Many people call their doctors the moment they get sick. You may have clients who are just as mindful of their finances, but others habitually ignore their fiscal health.
There are several reasons clients don’t reach out—they’re happy to be uninvolved, never get around to it, or are wilfully ignorant (which often happens when times are tough).
“We have clients who admit they haven’t opened their statements,” says Phil Tippetts-Aylmer, CFP, a financial advisor at Nicola Wealth Management in Vancouver.
It’s never wise to overlook investments. If clients won’t stay on top of their portfolios’ performance records, you have to learn who needs regular nudging and follow up accordingly.
Anticipate the unasked question
Knowing your clients’ investment goals and risk tolerance is just the beginning. Next, use that information when assessing investment performance. Someone who’s retired will find a 5% loss more troubling than a 35-year-old with a high risk tolerance.
So before sending out statements, Tippetts-Aylmer reviews a few of the returns to see if they match clients’ expectations. If they don’t, he’ll contact them a day or two before the mail arrives. “[Even if] they’re not the type of people who will get in touch, [they] will find it valuable if I do,” he adds.
Make it easy
Passive clients need to see you more often, not less, says Neil Gregory, CFA, director of wealth management and a portfolio manager with Richardson GMP in Calgary.

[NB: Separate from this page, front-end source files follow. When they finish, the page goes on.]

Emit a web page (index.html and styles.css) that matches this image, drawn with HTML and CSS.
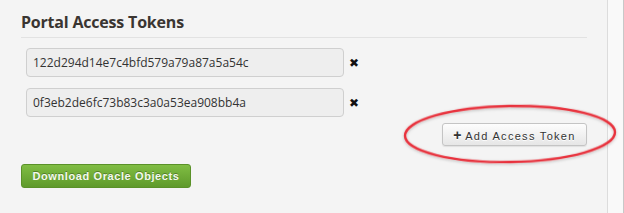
FILE: index.html
```html
<!DOCTYPE html>
<html lang="en">
<head>
    <meta charset="UTF-8">
    <title>Portal Access Tokens</title>
    <link rel="stylesheet" href="styles.css">
</head>
<body>
    <div class="page">
        <div class="panel">
            <h2 class="panel-title">Portal Access Tokens</h2>
            <div class="token-list">
                <div class="token-row">
                    <input class="token-input" type="text" value="122d294d14e7c4bfd579a79a87a5a54c" readonly>
                    <span class="token-remove">&#10006;</span>
                </div>
                <div class="token-row">
                    <input class="token-input" type="text" value="0f3eb2de6fc73b83c3a0a53ea908bb4a" readonly>
                    <span class="token-remove">&#10006;</span>
                </div>
            </div>
            <div class="add-row">
                <button class="btn btn-add"><span class="plus">+</span> Add Access Token</button>
            </div>
            <button class="btn btn-download">Download Oracle Objects</button>
        </div>
        <div class="sidebar"></div>

        <!-- annotation circle drawn over the screenshot -->
        <svg class="highlight" width="230" height="76" viewBox="0 0 230 76">
            <defs>
                <filter id="soft" x="-10%" y="-20%" width="120%" height="140%">
                    <feDropShadow dx="0" dy="1" stdDeviation="1.5" flood-color="#000" flood-opacity="0.25"/>
                </filter>
            </defs>
            <ellipse cx="115" cy="38" rx="105" ry="28" fill="none" stroke="#e8323c" stroke-width="2.4" filter="url(#soft)" transform="rotate(-1 115 38)"/>
        </svg>
    </div>
</body>
</html>
```

FILE: styles.css
```css
/* Page */
body {
    margin: 0;
    background: #f4f4f4;
    font-family: "Open Sans", "Liberation Sans", sans-serif;
    color: #333;
}

.page {
    position: relative;
    display: flex;
    height: 213px;
    overflow: hidden;
}

/* Main panel */
.panel {
    width: 566px;
    padding: 10px 20px 0 21px;
    border-right: 1px solid #dcdcdc;
    background: #f4f4f4;
}

.sidebar {
    flex: 1;
    background: #f9f9f9;
    border-right: 1px solid #c8c8c8;
}

.panel-title {
    margin: 0;
    padding-bottom: 3px;
    font-size: 16px;
    line-height: 24px;
    font-weight: 700;
    letter-spacing: -0.2px;
    color: #3a3531;
    border-bottom: 1px solid #e2e2e2;
}

/* Token rows */
.token-list {
    display: flex;
    flex-direction: column;
    gap: 11px;
    margin: 10px 0 0 5px;
}

.token-row {
    display: flex;
    align-items: center;
    gap: 5px;
}

.token-input {
    box-sizing: border-box;
    width: 318px;
    height: 29px;
    padding: 0 6px;
    border: 1px solid #cfcfcf;
    border-radius: 4px;
    background: #eeeeee;
    font-family: "Open Sans", sans-serif;
    font-size: 12px;
    color: #333;
    outline: none;
}

.token-remove {
    font-size: 12px;
    line-height: 12px;
    font-weight: 700;
    color: #111;
    font-family: "DejaVu Sans", sans-serif;
}

/* Buttons */
.btn {
    display: inline-block;
    box-sizing: border-box;
    font-family: "Liberation Sans", Arial, sans-serif;
    font-size: 11px;
    border-radius: 3px;
    cursor: pointer;
}

.add-row {
    display: flex;
    justify-content: flex-end;
    margin-top: 6px;
}

.btn-add {
    width: 145px;
    height: 23px;
    padding: 0;
    letter-spacing: 1.3px;
    color: #333;
    background: linear-gradient(#fdfdfd, #e6e6e6);
    border: 1px solid #c4c4c4;
    box-shadow: 0 1px 1px rgba(0, 0, 0, 0.08);
    text-shadow: 0 1px 0 #fff;
}

.btn-add .plus {
    font-weight: 700;
    font-size: 14px;
    letter-spacing: 0;
}

.btn-download {
    margin-top: 18px;
    width: 170px;
    height: 24px;
    padding: 0;
    letter-spacing: 0.6px;
    font-weight: 700;
    color: #f4f9ee;
    background: linear-gradient(#80bd43, #5f9a2b);
    border: 1px solid #5a9128;
    text-shadow: 0 -1px 0 rgba(0, 0, 0, 0.3);
}

/* Annotation */
.highlight {
    position: absolute;
    left: 395px;
    top: 96px;
}
```
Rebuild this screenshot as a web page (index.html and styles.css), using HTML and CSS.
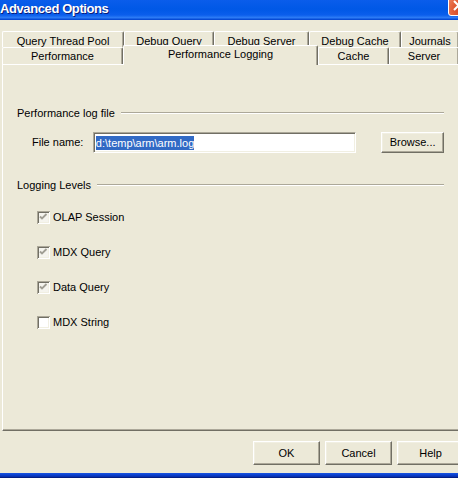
FILE: index.html
```html
<!DOCTYPE html>
<html>
<head>
<meta charset="utf-8">
<link rel="stylesheet" href="styles.css">
</head>
<body>
<div class="window">
  <div class="titlebar">
    <span class="title">Advanced Options</span>
    <span class="close">
      <svg width="21" height="21" viewBox="0 0 21 21"><path d="M6 6 L15 15 M15 6 L6 15" stroke="#fff" stroke-width="2"/></svg>
    </span>
  </div>

  <div class="tabrow back">
    <div class="tab t-qtp">Query Thread Pool</div>
    <div class="tab t-dq">Debug Query</div>
    <div class="tab t-ds">Debug Server</div>
    <div class="tab t-dc">Debug Cache</div>
    <div class="tab t-jr">Journals</div>
  </div>
  <div class="tabrow front">
    <div class="tab t-perf">Performance</div>
    <div class="tab t-pl selected">Performance Logging</div>
    <div class="tab t-cache">Cache</div>
    <div class="tab t-server">Server</div>
  </div>

  <div class="panel">
    <div class="inner">
      <div class="group-head first">
        <span>Performance log file</span>
        <span class="rule"></span>
      </div>
      <div class="file-row">
        <span class="file-label">File name:</span>
        <span class="textbox"><span class="sel">d:\temp\arm\arm.log</span></span>
        <span class="btn browse">Browse...</span>
      </div>
      <div class="group-head second">
        <span>Logging Levels</span>
        <span class="rule"></span>
      </div>
      <div class="checks">
        <div class="check">
          <svg class="cb" width="13" height="13" viewBox="0 0 13 13"><rect x="0" y="0" width="13" height="13" fill="#ACA899"/><rect x="1" y="1" width="12" height="12" fill="#fff"/><rect x="1" y="1" width="11" height="11" fill="#716F64"/><rect x="2" y="2" width="10" height="10" fill="#F1EFE2"/><rect x="2" y="2" width="9" height="9" fill="#F5F4EE"/><path d="M3 5.5 L5 7.5 L9.5 3" stroke="#A09E94" stroke-width="1.8" fill="none"/></svg>
          <span>OLAP Session</span>
        </div>
        <div class="check">
          <svg class="cb" width="13" height="13" viewBox="0 0 13 13"><rect x="0" y="0" width="13" height="13" fill="#ACA899"/><rect x="1" y="1" width="12" height="12" fill="#fff"/><rect x="1" y="1" width="11" height="11" fill="#716F64"/><rect x="2" y="2" width="10" height="10" fill="#F1EFE2"/><rect x="2" y="2" width="9" height="9" fill="#F5F4EE"/><path d="M3 5.5 L5 7.5 L9.5 3" stroke="#A09E94" stroke-width="1.8" fill="none"/></svg>
          <span>MDX Query</span>
        </div>
        <div class="check">
          <svg class="cb" width="13" height="13" viewBox="0 0 13 13"><rect x="0" y="0" width="13" height="13" fill="#ACA899"/><rect x="1" y="1" width="12" height="12" fill="#fff"/><rect x="1" y="1" width="11" height="11" fill="#716F64"/><rect x="2" y="2" width="10" height="10" fill="#F1EFE2"/><rect x="2" y="2" width="9" height="9" fill="#F5F4EE"/><path d="M3 5.5 L5 7.5 L9.5 3" stroke="#A09E94" stroke-width="1.8" fill="none"/></svg>
          <span>Data Query</span>
        </div>
        <div class="check">
          <svg class="cb" width="13" height="13" viewBox="0 0 13 13"><rect x="0" y="0" width="13" height="13" fill="#ACA899"/><rect x="1" y="1" width="12" height="12" fill="#fff"/><rect x="1" y="1" width="11" height="11" fill="#716F64"/><rect x="2" y="2" width="10" height="10" fill="#F1EFE2"/><rect x="2" y="2" width="9" height="9" fill="#fff"/></svg>
          <span>MDX String</span>
        </div>
      </div>
    </div>
  </div>

  <div class="buttons">
    <span class="btn">OK</span>
    <span class="btn">Cancel</span>
    <span class="btn">Help</span>
  </div>

  <div class="frame-bottom"></div>
</div>
</body>
</html>
```

FILE: styles.css
```css
html, body {
  margin: 0;
  padding: 0;
  background: #ECE9D8;
}

.window {
  width: 458px;
  height: 478px;
  overflow: hidden;
  background: #ECE9D8;
  display: flex;
  flex-direction: column;
  font-family: "Liberation Sans", Arial, sans-serif;
  font-size: 11px;
  color: #000;
}

.titlebar {
  height: 20px;
  flex: none;
  display: flex;
  align-items: flex-end;
  justify-content: space-between;
  overflow: hidden;
  background: linear-gradient(to bottom, #0A5DEB 0%, #0058E6 45%, #0A5EEC 75%, #2C7BF5 88%, #0B52DC 96%, #0040C8 100%);
}

.title {
  margin-left: 0;
  margin-bottom: 4px;
  color: #fff;
  font-weight: bold;
  font-size: 13px;
  line-height: 15px;
  letter-spacing: -0.4px;
  text-shadow: 1px 1px #0A1C7A;
  white-space: nowrap;
}

.close {
  flex: none;
  width: 21px;
  height: 21px;
  box-sizing: border-box;
  margin-right: -11px;
  margin-bottom: 4px;
  border: 1px solid #fff;
  border-radius: 3px;
  background: radial-gradient(circle at 70% 75%, #CC4423 0%, #E25E37 50%, #EE8A68 100%);
  display: flex;
}
.close svg {
  margin: -1px;
}

.tabrow {
  display: flex;
  flex: none;
  padding-left: 2px;
}

.tabrow.back {
  margin-top: 11px;
  height: 16px;
  overflow: hidden;
}

.tabrow.front {
  margin-top: -2px;
  height: 19px;
  position: relative;
  z-index: 2;
}

.tab {
  flex: none;
  box-sizing: border-box;
  height: 18px;
  border-top: 1px solid #fff;
  border-left: 1px solid #fff;
  border-right: 1px solid #716F64;
  box-shadow: inset -1px 0 #ACA899;
  border-top-left-radius: 2px;
  border-top-right-radius: 2px;
  padding-top: 3px;
  line-height: 13px;
  text-align: center;
  white-space: nowrap;
  overflow: hidden;
  background: #ECE9D8;
}

.t-qtp { width: 122px; }
.t-dq { width: 90px; }
.t-ds { width: 95px; }
.t-dc { width: 92px; }
.t-jr { width: 58px; }

.front .tab {
  margin-top: 2px;
  height: 17px;
  padding-top: 2px;
}

.t-perf { width: 121px; }
.t-pl { width: 195px; }
.t-cache { width: 71px; }
.t-server { width: 70px; }

.front .tab.selected {
  margin-top: 0;
  height: 20px;
  padding-top: 2px;
}

.panel {
  flex: none;
  width: 480px;
  height: 367px;
  margin-left: 2px;
  box-sizing: border-box;
  border-top: 1px solid #fff;
  border-left: 1px solid #fff;
  border-bottom: 1px solid #716F64;
  box-shadow: inset 0 -1px #ACA899;
  position: relative;
  z-index: 1;
}

.inner {
  width: 427px;
  padding-left: 14px;
  display: flex;
  flex-direction: column;
}

.group-head {
  display: flex;
  align-items: center;
  height: 13px;
  line-height: 13px;
  white-space: nowrap;
}
.group-head.first { margin-top: 42px; }
.group-head.second { margin-top: 26px; }

.rule {
  flex: 1;
  height: 0;
  margin-left: 6px;
  margin-top: -2px;
  border-top: 1px solid #ACA899;
  border-bottom: 1px solid #fff;
}

.file-row {
  margin-top: 12px;
  display: flex;
  align-items: center;
  height: 21px;
}

.file-label {
  margin-left: 15px;
  width: 61px;
  line-height: 13px;
}

.textbox {
  width: 264px;
  height: 21px;
  box-sizing: border-box;
  border-top: 1px solid #ACA899;
  border-left: 1px solid #ACA899;
  border-right: 1px solid #fff;
  border-bottom: 1px solid #fff;
  box-shadow: inset 1px 1px #716F64, inset -1px -1px #F1EFE2;
  background: #fff;
  padding: 3px 0 0 2px;
  display: flex;
  align-items: flex-start;
}

.sel {
  background: #316AC5;
  color: #fff;
  line-height: 14px;
  height: 14px;
  white-space: nowrap;
}

.btn {
  display: flex;
  align-items: center;
  justify-content: center;
  box-sizing: border-box;
  border-top: 1px solid #fff;
  border-left: 1px solid #fff;
  border-right: 1px solid #716F64;
  border-bottom: 1px solid #716F64;
  box-shadow: inset -1px -1px #ACA899, inset 1px 1px #F1EFE2;
  background: #ECE9D8;
  line-height: 13px;
}

.browse {
  margin-left: 25px;
  width: 63px;
  height: 21px;
}

.checks {
  margin-top: 19px;
  padding-left: 20px;
  display: flex;
  flex-direction: column;
  gap: 22px;
}

.check {
  display: flex;
  align-items: center;
  height: 13px;
  gap: 3px;
  line-height: 13px;
}

.cb {
  flex: none;
  display: block;
}

.buttons {
  flex: none;
  margin-top: 10px;
  display: flex;
  gap: 5px;
  padding-left: 253px;
}

.buttons .btn {
  flex: none;
  width: 67px;
  height: 24px;
}

.frame-bottom {
  flex: none;
  margin-top: auto;
  height: 5px;
  background: linear-gradient(to bottom, #1A54E0 0%, #0A3FD0 40%, #0831B0 70%, #00146E 100%);
}
```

Frequent contact makes it easier for clients to ask nagging questions. Formalize those opportunities by holding client-education seminars (see “The cost of a sensational seminar,”) and appreciation events, and personally inviting those who could become more involved with their investments.
Tippetts-Aylmer uses a contact system to track how often he’s in touch with clients. It also alerts him if he gets close to 90 days without talking to a given client. He says recurrent chats are more likely to draw out queries or concerns.
And use multiple methods of communication. Gregory and his colleagues post videos of their market views and e-mail clients the links.
Sometimes they call immediately, but more often the videos serve as a basis for future conversations about the effect of the markets on their portfolios.
“It gives them a lens through which they can frame their own thoughts on the markets, after which they’re more comfortable engaging us in a discussion,” says Gregory.
Keep track of major triggers
Life events—marriage; having kids; selling or purchasing a property or business; a child entering university; milestone birthdays—should spur clients to take fresh looks at their financial pictures. They won’t always call you when these events occur. You can, if you have the right information at hand. Don’tjust ask about a mortgage, for instance; also ask about the rate and maturity date. Learn about their children’s ambitions.
Then, use CRM programs to track each milestone, and create corresponding reminders in your calendar. That way, you can reach out when major life events are on the horizon.